There's a moderator played by his longtime aide Peter Flaherty, who sits exactly where the moderator will sit, two podiums, Mitt Romney at one. You heard John Kerry refer to Republican Senator Rob Portman in the other. He is playing the role of President Obama just like he did for John McCain four years ago.
And I talked to Senator Portman in an exclusive interview about how he prepares to prepare Romney.
(BEGIN VIDEO CLIP)
SEN. ROB PORTMAN (R), OHIO: You have to figure out how they're likely to express themselves, you know, what the body language is like. You don't try to imitate the person but you try to give a fair presentation to whoever you're working with as to what they're likely to do.
(END VIDEO CLIP)
BASH: I tried to do a little role play with him. I prepared to be Mitt Romney and to see how he was Barack Obama.
BOLDUAN: Did he play along?
BASH: No. Didn't go there.
BLITZER: Portman would have like to have been I'm sure the vice presidential nominee, but he gets to at least play the president in these preparations.
BOLDUAN: He's now key to the campaign.
BLITZER: Jessica, what does the president need to do this in debate?
YELLIN: First, do no harm. No gaffes, obviously.
Second, he has to seem obviously presidential, down to earth, substantive, but not professorial, all at once. That's a high hurdle. And, third, crucially, make sure he doesn't come across as thin- skinned or arrogant when he faces the inevitable attacks from Romney. That's challenging obviously for a sitting president. They're not often confronted with somebody directly attacking them as you know and it's going to be hard not to seem irritable when that happens.
BLITZER: But there's rules in this debate. You can answer for a minute or two minutes and that's hard for this president. He has got long answers.
(CROSSTALK)
BLITZER: Keep it down to a little bit more than a sound bite.
BOLDUAN: Yes. Exactly.
Dana, we have seen -- especially in the primaries, we saw Mitt Romney perform very well in debates. But it's pretty fair to say that this is a whole new ball game for him.
BASH: It's completely different. He was standing on the stage with Wolf at many of those with half a dozen or more people. One on one with anybody, especially the president of the United States, is a completely different ball game. His aides know that very well.
What somebody I talked to who's very close to the process said is the key thing he has to do is stay on offense and make clear as much he possibly can that this is about economy. We have obviously seen him do that for the entire campaign season on the stump but to do it in front of the president is different.
One thing that I know you all were talking to Paul Begala about in the last hour was about the fact there is this "New York Times" story saying that they're practicing zingers and one liners to try to get under the president's skin. I'm told that that might have been a head fake to try to let the Obama campaign think that's what he's doing.

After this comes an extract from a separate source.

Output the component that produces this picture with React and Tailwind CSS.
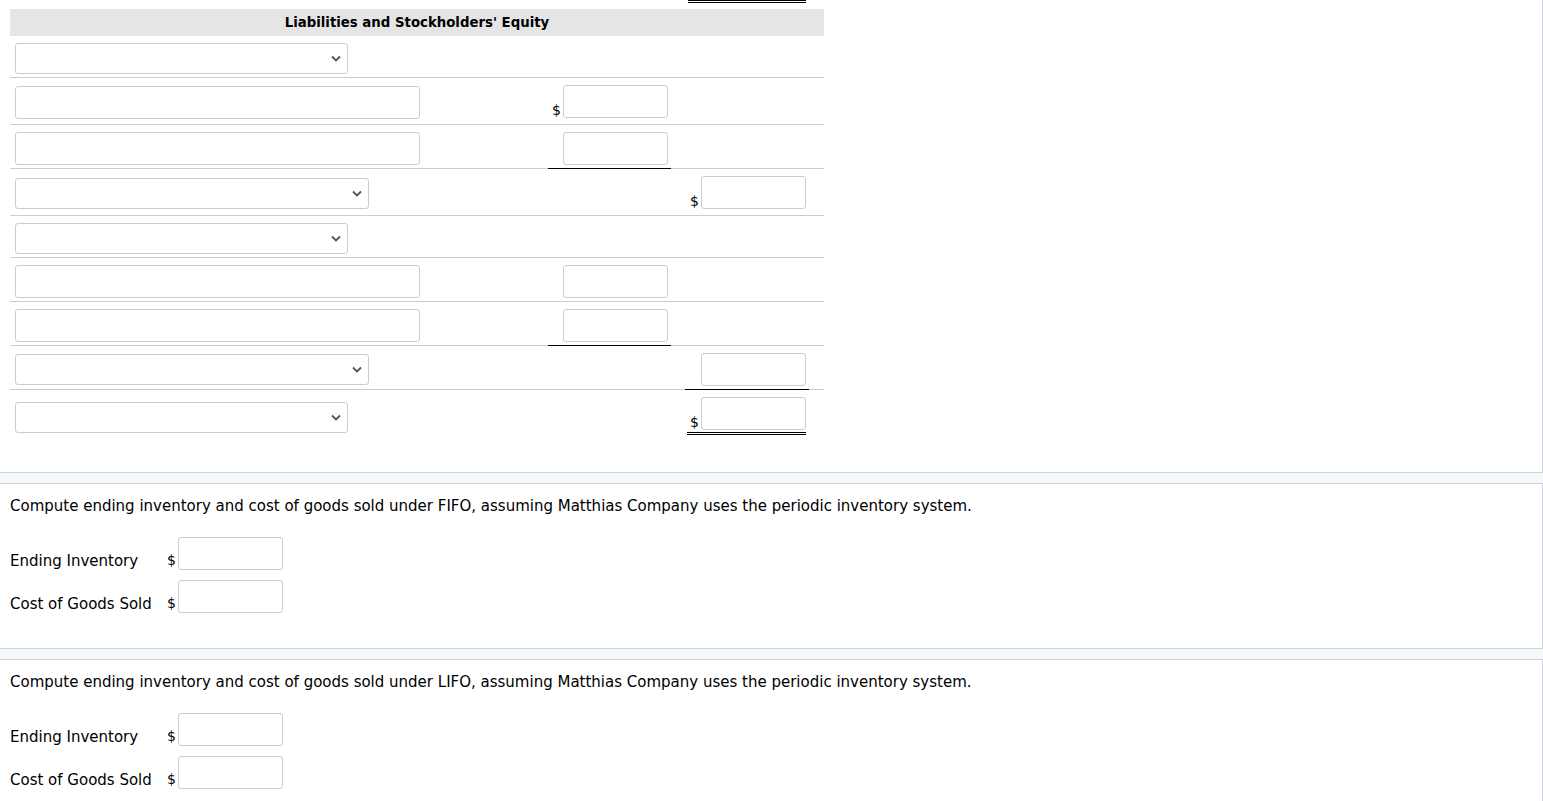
import React from 'react'

const FONT = { fontFamily: 'Verdana, "DejaVu Sans", sans-serif' }

function Chevron() {
  return (
    <svg width="10" height="7" viewBox="0 0 10 7" className="mr-[6px]">
      <path d="M1 1.5 L5 5.5 L9 1.5" fill="none" stroke="#555" strokeWidth="1.8" />
    </svg>
  )
}

function Select({ wide }) {
  return (
    <div className={`${wide ? 'w-[354px]' : 'w-[333px]'} h-[31px] border border-[#ccc] rounded-[3px] bg-white flex items-center justify-end`}>
      <Chevron />
    </div>
  )
}

function TextBox() {
  return <div className="w-[405px] h-[33px] border border-[#ccc] rounded-[3px] bg-white" />
}

function Amount({ dollar }) {
  return (
    <div className="flex items-end">
      {dollar && <span className="text-[14px] leading-[16px] mr-[2px] text-black">$</span>}
      <div className="w-[105px] h-[33px] border border-[#ccc] rounded-[3px] bg-white" />
    </div>
  )
}

// one row of the balance sheet; c2line / c3line put a black rule under that column
function Row({ h, left, c2, c3, c2line, c3line, last, leftPad = 'pt-[7px]' }) {
  const b = last ? '' : 'border-b border-[#ccc]'
  return (
    <>
      <div className={`${b} ${leftPad} pl-[5px]`} style={{ height: h }}>{left}</div>
      <div className={`${last ? '' : 'border-b'} ${c2line ? 'border-black' : 'border-[#ccc]'} pt-[7px] pr-[3px] flex justify-end items-start`} style={{ height: h }}>{c2}</div>
      <div className={b} style={{ height: h }} />
      <div className={`${last ? '' : 'border-b'} ${c3line ? 'border-black' : 'border-[#ccc]'} pt-[7px] pr-[3px] flex justify-end items-start`} style={{ height: h }}>{c3}</div>
      <div className={b} style={{ height: h }} />
    </>
  )
}

function InventoryPanel({ method }) {
  return (
    <div className="bg-white border-y border-r border-[#cdd5df] pl-[10px] pt-[12px] pb-[35px]">
      <p className="text-[15px] leading-[20px] text-black">
        Compute ending inventory and cost of goods sold under {method}, assuming Matthias Company uses the periodic inventory system.
      </p>
      <div className="mt-[21px] flex flex-col gap-[10px]">
        {['Ending Inventory', 'Cost of Goods Sold'].map(label => (
          <div key={label} className="flex items-end">
            <span className="w-[157px] text-[15px] leading-[18px] text-black">{label}</span>
            <span className="text-[14px] leading-[16px] text-black mr-[2px] pb-[2px]">$</span>
            <div className="w-[105px] h-[33px] border border-[#ccc] rounded-[3px] bg-white" />
          </div>
        ))}
      </div>
    </div>
  )
}

export default function App() {
  return (
    <div className="min-h-[801px] bg-[#f5f8fb] text-black" style={FONT}>
      <div className="bg-white border-b border-r border-[#cdd5df] pl-[10px] pb-[32px]">
        <div className="ml-[678px] w-[118px] h-[3px] border-t-[3px] border-double border-black" />
        <div className="mt-[6px] w-[814px] h-[27px] bg-[#e5e5e5] flex items-center justify-center">
          <span className="font-bold text-[13.3px] text-black">Liabilities and Stockholders' Equity</span>
        </div>
        <div className="w-[814px] grid grid-cols-[538px_123px_14px_124px_15px]">
          <Row h={42} left={<Select />} />
          <Row h={47} leftPad="pt-[8px]" left={<TextBox />} c2={<Amount dollar />} />
          <Row h={44} left={<TextBox />} c2={<Amount />} c2line />
          <Row h={47} leftPad="pt-[9px]" left={<Select wide />} c3={<Amount dollar />} />
          <Row h={42} left={<Select />} />
          <Row h={44} left={<TextBox />} c2={<Amount />} />
          <Row h={44} left={<TextBox />} c2={<Amount />} c2line />
          <Row h={44} leftPad="pt-[8px]" left={<Select wide />} c3={<Amount />} c3line />
          <Row h={50} leftPad="pt-[12px]" last left={<Select />}
            c3={<div className="border-b-[3px] border-double border-black pb-[2px] pl-[3px]"><Amount dollar /></div>} />
        </div>
      </div>
      <div className="h-[10px]" />
      <InventoryPanel method="FIFO" />
      <div className="h-[10px]" />
      <InventoryPanel method="LIFO" />
    </div>
  )
}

BOLDUAN: Quite a bit of that, obviously.
(CROSSTALK)
BLITZER: A lot of psychological warfare going on.
(CROSSTALK)
BLITZER: We will see the debate Wednesday night.
BOLDUAN: Let's just debate.
BLITZER: And we will have a good time. We will watch it and see all these psychological games they're playing.
Ladies, thanks very much.
This Wednesday is debate night in America, the first showdown between Governor Romney and President Obama. We will have much more from Jessica Yellin's interview with John Kerry, Dana Bash's interview with Rob Portman.
Our special coverage of the first presidential debate starts Wednesday at 7:00 p.m. Eastern right here on CNN and on CNN.com.
Disturbing developments in a state with a troubled voting history, details of possible registration fraud in Florida. That's coming up.
(COMMERCIAL BREAK) BLITZER: Hanging Chads, butterfly ballots, words we all came to recognize in the Florida voting debacle of 2000 in the election of that year.
Now there are allegations of voter registration fraud in multiple Florida counties, including Palm Beach County.
CNN's David Mattingly is working the story for us.
David, what are you finding out?
DAVID MATTINGLY, CNN CORRESPONDENT: Wolf, one company hired by the Republican Party to register new voters is now under the microscope here in Florida after suspicious voter registration forms are popping up all over the state.
(BEGIN VIDEOTAPE)
MATTINGLY (voice-over): For anyone, the right to vote begins with a registration form like this. And when scores of forms came in to Florida's Palm Beach County elections supervisor filled out wrong, missing information, looking like they had been signed by the same person, officials moved quickly.
SUSAN BUCHER, PALM BEACH COUNTY, FLORIDA, ELECTIONS SUPERVISOR: I found that there were some consistent discrepancies.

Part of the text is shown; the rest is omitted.